>> start

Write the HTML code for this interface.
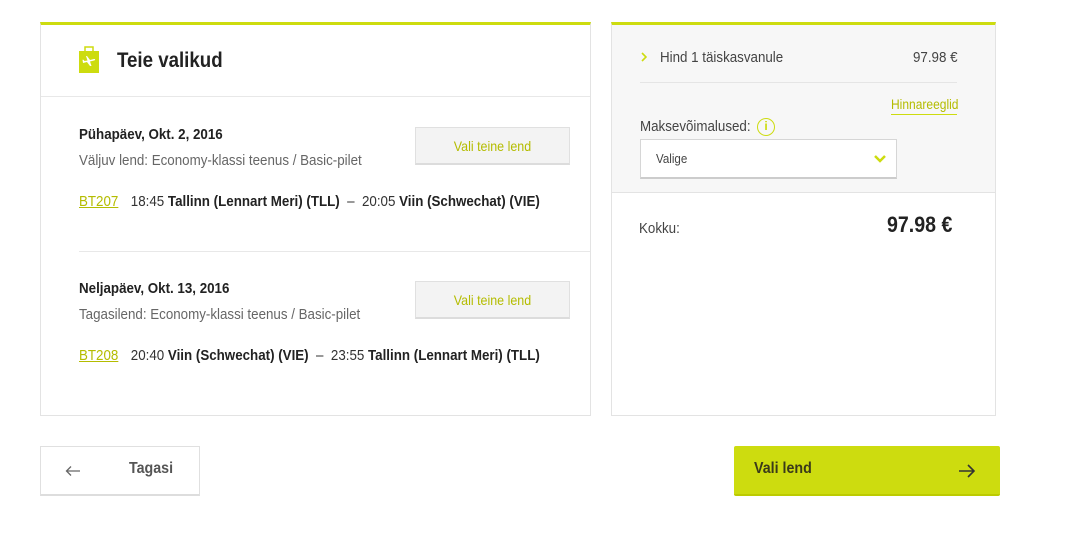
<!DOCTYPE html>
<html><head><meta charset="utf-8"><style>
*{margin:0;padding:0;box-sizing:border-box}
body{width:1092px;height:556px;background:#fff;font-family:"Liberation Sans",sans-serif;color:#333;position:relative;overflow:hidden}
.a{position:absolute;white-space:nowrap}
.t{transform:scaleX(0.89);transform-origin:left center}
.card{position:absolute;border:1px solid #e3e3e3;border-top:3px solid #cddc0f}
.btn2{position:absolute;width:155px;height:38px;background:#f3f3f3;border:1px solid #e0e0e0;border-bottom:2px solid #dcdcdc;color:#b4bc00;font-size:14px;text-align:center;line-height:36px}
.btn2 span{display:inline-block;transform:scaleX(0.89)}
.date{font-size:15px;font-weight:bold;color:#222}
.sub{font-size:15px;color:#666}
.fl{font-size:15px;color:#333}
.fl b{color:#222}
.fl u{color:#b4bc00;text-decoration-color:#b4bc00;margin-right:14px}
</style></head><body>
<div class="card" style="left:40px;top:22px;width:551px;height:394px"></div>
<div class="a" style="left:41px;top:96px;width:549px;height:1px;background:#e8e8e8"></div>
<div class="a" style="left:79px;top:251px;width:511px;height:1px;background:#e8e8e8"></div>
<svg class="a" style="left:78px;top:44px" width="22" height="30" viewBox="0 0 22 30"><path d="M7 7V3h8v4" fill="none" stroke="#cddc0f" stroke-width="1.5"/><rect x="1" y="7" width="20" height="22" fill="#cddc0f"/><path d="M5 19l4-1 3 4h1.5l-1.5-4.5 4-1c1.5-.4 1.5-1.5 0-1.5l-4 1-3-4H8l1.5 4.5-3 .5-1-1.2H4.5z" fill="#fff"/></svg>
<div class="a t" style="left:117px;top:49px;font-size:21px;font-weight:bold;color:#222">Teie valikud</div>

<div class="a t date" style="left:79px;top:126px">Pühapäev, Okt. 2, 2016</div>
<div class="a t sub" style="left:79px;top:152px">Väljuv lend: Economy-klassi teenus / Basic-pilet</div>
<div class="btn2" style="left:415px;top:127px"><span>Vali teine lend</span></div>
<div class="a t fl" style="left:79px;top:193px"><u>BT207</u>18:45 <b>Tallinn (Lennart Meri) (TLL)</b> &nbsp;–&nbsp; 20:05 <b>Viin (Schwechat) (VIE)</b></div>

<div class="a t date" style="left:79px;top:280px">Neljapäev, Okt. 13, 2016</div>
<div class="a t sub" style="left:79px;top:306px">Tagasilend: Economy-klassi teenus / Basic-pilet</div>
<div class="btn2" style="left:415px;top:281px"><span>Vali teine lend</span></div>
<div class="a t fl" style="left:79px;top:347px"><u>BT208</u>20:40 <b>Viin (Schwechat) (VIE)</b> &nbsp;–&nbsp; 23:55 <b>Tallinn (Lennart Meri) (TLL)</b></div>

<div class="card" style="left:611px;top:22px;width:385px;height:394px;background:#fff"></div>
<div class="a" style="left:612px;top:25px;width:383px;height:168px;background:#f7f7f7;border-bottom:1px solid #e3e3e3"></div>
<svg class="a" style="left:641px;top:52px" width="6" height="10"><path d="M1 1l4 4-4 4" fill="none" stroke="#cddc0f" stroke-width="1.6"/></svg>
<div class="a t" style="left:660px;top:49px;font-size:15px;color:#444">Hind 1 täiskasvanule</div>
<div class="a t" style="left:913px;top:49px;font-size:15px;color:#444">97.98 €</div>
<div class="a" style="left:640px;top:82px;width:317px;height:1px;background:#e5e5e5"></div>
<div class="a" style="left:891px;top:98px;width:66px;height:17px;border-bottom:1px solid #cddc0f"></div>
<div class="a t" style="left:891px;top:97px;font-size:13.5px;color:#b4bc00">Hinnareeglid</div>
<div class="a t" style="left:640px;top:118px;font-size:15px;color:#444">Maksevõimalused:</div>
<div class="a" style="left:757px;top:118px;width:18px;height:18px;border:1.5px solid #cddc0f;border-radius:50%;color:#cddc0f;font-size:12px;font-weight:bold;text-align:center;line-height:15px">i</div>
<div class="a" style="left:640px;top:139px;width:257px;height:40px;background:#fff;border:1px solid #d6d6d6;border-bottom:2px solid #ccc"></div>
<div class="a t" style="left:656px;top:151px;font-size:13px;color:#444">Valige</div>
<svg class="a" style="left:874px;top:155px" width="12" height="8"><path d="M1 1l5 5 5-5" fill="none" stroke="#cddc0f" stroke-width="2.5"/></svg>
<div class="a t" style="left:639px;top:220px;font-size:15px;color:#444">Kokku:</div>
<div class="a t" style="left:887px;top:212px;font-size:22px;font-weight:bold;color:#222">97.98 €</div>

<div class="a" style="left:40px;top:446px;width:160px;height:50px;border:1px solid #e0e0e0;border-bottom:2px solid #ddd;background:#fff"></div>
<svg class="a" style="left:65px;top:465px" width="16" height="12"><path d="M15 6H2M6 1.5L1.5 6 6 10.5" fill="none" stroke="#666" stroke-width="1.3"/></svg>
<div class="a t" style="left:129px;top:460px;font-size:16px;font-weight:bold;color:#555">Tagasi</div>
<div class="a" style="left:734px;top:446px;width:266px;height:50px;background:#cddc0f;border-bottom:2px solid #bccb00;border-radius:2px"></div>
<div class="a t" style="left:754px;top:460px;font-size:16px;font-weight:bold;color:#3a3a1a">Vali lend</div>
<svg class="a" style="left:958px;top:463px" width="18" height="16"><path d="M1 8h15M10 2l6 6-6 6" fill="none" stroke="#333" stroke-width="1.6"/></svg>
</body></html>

>> end
>> start

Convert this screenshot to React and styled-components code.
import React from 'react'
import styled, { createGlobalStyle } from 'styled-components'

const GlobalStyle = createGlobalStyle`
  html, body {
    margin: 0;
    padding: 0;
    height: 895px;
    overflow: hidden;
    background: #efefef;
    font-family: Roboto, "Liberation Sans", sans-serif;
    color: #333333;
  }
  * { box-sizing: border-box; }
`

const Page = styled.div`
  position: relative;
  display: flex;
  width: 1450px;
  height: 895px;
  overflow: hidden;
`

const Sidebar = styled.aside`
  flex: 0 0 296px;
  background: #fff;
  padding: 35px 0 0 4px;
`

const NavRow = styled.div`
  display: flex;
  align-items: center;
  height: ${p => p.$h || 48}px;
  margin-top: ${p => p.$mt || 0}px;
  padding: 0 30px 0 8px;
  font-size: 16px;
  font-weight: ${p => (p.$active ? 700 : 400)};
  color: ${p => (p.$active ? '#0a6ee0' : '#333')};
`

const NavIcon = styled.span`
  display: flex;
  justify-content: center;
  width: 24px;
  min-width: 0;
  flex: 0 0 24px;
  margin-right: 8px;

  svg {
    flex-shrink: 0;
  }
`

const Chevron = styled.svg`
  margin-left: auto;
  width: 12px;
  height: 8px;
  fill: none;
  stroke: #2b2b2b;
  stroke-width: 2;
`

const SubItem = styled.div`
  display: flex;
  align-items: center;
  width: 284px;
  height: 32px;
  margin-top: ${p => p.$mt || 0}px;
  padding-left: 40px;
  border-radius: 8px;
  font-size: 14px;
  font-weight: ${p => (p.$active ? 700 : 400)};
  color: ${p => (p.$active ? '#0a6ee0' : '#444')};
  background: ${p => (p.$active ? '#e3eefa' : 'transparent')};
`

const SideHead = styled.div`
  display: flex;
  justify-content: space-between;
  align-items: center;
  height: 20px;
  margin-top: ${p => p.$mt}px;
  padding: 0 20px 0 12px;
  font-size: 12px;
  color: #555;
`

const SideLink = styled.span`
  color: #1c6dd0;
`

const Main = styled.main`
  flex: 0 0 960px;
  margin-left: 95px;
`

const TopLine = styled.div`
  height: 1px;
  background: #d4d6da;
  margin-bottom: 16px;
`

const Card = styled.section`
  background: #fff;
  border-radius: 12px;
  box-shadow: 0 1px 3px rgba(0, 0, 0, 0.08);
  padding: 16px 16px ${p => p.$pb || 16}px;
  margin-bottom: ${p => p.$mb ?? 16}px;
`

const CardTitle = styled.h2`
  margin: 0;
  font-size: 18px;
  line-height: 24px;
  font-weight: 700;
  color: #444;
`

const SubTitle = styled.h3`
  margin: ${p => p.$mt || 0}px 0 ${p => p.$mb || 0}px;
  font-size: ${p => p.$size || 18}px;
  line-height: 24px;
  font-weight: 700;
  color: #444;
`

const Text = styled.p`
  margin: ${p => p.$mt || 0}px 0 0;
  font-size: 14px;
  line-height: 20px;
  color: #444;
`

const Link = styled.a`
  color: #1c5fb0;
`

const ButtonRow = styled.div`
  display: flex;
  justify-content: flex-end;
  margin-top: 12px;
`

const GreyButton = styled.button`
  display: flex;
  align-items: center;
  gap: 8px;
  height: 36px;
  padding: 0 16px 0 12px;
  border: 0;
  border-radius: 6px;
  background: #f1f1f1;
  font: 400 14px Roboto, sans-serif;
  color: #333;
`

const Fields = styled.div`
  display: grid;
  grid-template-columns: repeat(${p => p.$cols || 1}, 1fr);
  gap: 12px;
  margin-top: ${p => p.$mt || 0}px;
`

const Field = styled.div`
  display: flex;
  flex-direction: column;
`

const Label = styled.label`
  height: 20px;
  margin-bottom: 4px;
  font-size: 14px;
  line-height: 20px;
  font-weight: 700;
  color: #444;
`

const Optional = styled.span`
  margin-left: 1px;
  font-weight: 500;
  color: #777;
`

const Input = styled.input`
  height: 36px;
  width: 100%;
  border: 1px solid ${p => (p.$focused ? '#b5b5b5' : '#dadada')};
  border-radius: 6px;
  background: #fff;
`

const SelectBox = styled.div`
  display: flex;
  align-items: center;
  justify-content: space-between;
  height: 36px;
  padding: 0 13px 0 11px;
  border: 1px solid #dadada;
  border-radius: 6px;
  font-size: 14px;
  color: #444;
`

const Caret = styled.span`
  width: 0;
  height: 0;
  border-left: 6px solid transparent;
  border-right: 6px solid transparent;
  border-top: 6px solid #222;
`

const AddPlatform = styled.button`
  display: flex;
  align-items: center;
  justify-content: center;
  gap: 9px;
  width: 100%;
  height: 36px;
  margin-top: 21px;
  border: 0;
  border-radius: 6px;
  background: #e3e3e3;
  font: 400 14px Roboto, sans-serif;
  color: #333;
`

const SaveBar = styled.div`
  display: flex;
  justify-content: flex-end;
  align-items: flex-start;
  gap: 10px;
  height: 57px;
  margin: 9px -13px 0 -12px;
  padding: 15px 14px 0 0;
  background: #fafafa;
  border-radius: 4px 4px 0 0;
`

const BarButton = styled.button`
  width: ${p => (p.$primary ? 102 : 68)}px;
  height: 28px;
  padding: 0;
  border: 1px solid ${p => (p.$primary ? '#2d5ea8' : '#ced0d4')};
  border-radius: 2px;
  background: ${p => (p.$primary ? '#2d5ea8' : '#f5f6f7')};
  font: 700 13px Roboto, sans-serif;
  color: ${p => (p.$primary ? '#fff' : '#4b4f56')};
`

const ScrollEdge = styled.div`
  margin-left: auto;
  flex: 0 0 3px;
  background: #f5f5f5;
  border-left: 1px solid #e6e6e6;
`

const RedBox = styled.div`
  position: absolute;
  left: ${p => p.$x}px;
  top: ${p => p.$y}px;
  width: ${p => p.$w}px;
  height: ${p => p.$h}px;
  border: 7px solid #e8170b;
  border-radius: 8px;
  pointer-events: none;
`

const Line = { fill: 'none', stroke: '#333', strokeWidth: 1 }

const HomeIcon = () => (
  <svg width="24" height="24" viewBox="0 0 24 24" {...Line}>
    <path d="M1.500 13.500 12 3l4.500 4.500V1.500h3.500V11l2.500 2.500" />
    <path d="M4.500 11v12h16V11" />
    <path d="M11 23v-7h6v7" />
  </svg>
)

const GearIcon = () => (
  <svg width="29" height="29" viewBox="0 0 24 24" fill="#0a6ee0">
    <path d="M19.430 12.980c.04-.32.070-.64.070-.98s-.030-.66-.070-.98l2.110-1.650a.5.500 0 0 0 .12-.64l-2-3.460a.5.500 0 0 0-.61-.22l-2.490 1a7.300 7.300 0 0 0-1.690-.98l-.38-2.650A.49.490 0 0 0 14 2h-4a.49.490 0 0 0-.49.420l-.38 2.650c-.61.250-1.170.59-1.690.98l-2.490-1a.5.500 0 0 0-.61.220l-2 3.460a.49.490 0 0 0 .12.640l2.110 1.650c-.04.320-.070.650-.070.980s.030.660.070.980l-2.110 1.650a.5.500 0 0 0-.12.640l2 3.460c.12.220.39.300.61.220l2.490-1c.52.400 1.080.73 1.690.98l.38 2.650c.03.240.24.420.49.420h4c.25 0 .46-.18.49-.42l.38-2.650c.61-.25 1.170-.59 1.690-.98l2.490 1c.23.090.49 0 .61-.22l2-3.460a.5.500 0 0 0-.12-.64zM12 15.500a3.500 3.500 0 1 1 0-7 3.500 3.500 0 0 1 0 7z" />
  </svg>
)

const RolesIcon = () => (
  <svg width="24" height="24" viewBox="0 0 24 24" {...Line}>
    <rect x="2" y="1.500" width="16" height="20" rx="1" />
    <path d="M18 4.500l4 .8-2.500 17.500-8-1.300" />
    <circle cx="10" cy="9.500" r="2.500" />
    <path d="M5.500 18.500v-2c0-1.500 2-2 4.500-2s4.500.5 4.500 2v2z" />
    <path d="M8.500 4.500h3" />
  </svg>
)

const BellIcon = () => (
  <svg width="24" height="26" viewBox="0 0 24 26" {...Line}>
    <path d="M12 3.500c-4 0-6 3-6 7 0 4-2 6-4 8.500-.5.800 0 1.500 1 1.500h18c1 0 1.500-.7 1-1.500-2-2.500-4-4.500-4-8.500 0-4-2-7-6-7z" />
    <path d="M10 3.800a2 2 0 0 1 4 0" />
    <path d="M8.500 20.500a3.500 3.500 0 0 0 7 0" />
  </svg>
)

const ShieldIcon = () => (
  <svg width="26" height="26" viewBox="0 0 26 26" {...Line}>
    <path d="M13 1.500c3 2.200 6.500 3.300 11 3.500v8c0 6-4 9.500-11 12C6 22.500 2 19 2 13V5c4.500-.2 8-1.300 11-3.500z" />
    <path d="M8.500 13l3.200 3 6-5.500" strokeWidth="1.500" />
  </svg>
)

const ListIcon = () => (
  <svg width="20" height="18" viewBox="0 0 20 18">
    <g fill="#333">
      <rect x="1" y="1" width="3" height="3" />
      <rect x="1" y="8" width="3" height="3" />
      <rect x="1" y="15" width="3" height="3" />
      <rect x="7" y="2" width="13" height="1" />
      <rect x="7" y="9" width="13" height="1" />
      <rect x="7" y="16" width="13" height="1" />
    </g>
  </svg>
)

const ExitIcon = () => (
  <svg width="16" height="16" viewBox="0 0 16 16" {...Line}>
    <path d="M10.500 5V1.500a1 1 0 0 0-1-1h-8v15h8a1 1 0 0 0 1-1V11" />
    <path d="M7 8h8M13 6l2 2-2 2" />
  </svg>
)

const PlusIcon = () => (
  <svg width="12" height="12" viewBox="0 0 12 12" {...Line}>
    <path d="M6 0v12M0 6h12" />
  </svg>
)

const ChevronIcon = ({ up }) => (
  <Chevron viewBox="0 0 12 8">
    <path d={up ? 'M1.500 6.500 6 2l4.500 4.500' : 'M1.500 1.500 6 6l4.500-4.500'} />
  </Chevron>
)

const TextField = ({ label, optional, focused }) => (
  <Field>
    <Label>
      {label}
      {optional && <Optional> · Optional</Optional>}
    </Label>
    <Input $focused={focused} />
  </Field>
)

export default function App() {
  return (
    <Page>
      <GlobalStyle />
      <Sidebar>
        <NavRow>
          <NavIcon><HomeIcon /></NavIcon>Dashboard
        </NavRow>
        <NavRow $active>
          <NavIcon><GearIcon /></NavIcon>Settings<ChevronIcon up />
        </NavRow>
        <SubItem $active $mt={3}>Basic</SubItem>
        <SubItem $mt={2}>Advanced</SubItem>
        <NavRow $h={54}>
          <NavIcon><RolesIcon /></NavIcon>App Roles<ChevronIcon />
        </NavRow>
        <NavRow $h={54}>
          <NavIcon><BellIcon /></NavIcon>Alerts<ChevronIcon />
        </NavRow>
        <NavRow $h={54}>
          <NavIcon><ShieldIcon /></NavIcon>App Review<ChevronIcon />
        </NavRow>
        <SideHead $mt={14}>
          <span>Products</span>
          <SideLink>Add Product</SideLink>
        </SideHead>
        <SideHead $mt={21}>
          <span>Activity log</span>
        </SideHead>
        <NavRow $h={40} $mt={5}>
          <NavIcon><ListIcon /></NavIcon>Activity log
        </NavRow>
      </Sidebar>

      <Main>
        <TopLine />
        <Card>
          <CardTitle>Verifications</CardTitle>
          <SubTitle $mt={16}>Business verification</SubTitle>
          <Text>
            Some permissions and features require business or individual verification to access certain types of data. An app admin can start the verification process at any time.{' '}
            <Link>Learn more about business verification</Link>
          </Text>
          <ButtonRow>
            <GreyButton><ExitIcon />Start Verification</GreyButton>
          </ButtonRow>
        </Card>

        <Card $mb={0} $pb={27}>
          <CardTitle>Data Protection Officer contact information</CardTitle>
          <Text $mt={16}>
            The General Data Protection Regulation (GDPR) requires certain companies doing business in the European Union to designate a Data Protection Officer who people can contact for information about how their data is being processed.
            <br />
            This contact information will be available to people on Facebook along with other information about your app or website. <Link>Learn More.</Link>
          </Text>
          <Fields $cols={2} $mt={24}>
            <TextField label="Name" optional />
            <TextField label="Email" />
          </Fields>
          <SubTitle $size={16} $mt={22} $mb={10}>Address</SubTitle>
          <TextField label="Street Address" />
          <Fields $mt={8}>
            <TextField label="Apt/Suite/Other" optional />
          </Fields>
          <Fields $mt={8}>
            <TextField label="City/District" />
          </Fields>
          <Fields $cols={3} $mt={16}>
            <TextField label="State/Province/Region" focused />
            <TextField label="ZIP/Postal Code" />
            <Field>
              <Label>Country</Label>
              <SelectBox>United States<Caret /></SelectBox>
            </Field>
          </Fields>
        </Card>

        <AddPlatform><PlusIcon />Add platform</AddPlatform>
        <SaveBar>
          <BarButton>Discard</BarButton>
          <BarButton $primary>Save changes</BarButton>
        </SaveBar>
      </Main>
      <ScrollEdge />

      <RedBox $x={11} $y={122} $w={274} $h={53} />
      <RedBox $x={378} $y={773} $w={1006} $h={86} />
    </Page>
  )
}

>> end

• [Challenge]: Retype only the lines above from the one with "Write the HTML code for this interface." through the one with "<b>Viin (Schwechat) (VIE)</b></div>", exactly and with both ends. Images stay out.

• [Answer to this problem]:
Write the HTML code for this interface.
<!DOCTYPE html>
<html><head><meta charset="utf-8"><style>
*{margin:0;padding:0;box-sizing:border-box}
body{width:1092px;height:556px;background:#fff;font-family:"Liberation Sans",sans-serif;color:#333;position:relative;overflow:hidden}
.a{position:absolute;white-space:nowrap}
.t{transform:scaleX(0.89);transform-origin:left center}
.card{position:absolute;border:1px solid #e3e3e3;border-top:3px solid #cddc0f}
.btn2{position:absolute;width:155px;height:38px;background:#f3f3f3;border:1px solid #e0e0e0;border-bottom:2px solid #dcdcdc;color:#b4bc00;font-size:14px;text-align:center;line-height:36px}
.btn2 span{display:inline-block;transform:scaleX(0.89)}
.date{font-size:15px;font-weight:bold;color:#222}
.sub{font-size:15px;color:#666}
.fl{font-size:15px;color:#333}
.fl b{color:#222}
.fl u{color:#b4bc00;text-decoration-color:#b4bc00;margin-right:14px}
</style></head><body>
<div class="card" style="left:40px;top:22px;width:551px;height:394px"></div>
<div class="a" style="left:41px;top:96px;width:549px;height:1px;background:#e8e8e8"></div>
<div class="a" style="left:79px;top:251px;width:511px;height:1px;background:#e8e8e8"></div>
<svg class="a" style="left:78px;top:44px" width="22" height="30" viewBox="0 0 22 30"><path d="M7 7V3h8v4" fill="none" stroke="#cddc0f" stroke-width="1.5"/><rect x="1" y="7" width="20" height="22" fill="#cddc0f"/><path d="M5 19l4-1 3 4h1.5l-1.5-4.5 4-1c1.5-.4 1.5-1.5 0-1.5l-4 1-3-4H8l1.5 4.5-3 .5-1-1.2H4.5z" fill="#fff"/></svg>
<div class="a t" style="left:117px;top:49px;font-size:21px;font-weight:bold;color:#222">Teie valikud</div>

<div class="a t date" style="left:79px;top:126px">Pühapäev, Okt. 2, 2016</div>
<div class="a t sub" style="left:79px;top:152px">Väljuv lend: Economy-klassi teenus / Basic-pilet</div>
<div class="btn2" style="left:415px;top:127px"><span>Vali teine lend</span></div>
<div class="a t fl" style="left:79px;top:193px"><u>BT207</u>18:45 <b>Tallinn (Lennart Meri) (TLL)</b> &nbsp;–&nbsp; 20:05 <b>Viin (Schwechat) (VIE)</b></div>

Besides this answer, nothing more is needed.